DATASET:

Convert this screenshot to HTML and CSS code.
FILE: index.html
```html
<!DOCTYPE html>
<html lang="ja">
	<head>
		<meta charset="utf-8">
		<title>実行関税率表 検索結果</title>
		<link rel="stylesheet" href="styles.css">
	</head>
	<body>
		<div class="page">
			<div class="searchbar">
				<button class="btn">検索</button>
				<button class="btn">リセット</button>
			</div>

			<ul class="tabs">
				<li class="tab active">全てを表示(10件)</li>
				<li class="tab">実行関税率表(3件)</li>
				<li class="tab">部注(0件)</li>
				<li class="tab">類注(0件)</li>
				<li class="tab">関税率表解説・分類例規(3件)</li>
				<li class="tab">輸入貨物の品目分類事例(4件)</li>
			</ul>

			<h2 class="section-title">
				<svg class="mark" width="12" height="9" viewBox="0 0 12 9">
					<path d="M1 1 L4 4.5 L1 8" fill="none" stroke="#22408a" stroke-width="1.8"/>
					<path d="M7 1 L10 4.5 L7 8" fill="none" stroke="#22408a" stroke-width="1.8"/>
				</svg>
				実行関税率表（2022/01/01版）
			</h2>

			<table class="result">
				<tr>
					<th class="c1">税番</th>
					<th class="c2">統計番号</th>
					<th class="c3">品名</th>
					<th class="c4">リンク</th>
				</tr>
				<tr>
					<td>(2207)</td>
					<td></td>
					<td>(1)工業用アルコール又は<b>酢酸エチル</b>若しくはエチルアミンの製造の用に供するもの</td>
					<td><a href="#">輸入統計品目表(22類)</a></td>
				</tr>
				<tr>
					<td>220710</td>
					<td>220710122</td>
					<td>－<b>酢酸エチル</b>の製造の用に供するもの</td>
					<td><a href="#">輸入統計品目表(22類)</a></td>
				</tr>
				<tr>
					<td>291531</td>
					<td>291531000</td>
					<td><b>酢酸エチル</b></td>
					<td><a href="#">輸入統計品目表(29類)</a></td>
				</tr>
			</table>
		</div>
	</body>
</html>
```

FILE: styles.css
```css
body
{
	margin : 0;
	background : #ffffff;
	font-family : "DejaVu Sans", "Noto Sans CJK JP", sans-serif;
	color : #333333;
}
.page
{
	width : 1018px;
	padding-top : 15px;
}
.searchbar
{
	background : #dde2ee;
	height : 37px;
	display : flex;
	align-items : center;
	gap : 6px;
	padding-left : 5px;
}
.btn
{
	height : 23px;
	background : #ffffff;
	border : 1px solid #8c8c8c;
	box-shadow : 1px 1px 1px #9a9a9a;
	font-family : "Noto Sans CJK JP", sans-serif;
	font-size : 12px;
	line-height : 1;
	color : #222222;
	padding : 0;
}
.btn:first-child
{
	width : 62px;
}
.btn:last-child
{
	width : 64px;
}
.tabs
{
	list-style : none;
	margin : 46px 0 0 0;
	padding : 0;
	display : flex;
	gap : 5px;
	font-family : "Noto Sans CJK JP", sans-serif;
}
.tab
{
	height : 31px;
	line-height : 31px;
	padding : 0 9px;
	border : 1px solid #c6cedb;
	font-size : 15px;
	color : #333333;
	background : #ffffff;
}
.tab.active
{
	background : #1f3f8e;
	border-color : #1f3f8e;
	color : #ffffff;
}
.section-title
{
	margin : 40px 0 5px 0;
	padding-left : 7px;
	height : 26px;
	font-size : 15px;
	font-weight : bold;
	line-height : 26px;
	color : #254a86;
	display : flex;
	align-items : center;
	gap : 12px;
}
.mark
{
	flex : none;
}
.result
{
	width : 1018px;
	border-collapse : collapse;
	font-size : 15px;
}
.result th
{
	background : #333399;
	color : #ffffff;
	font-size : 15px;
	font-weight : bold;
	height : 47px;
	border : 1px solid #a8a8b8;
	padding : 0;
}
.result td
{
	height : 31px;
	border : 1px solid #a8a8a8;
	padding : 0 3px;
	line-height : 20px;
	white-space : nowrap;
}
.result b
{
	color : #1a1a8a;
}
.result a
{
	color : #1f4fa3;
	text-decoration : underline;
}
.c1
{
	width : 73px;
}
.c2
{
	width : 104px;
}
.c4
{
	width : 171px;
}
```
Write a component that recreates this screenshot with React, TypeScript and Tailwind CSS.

TASK DETAILS: Copy out each line of the data where the string "this" appears.

FINAL RESULT:
Convert this screenshot to HTML and CSS code.
Write a component that recreates this screenshot with React, TypeScript and Tailwind CSS.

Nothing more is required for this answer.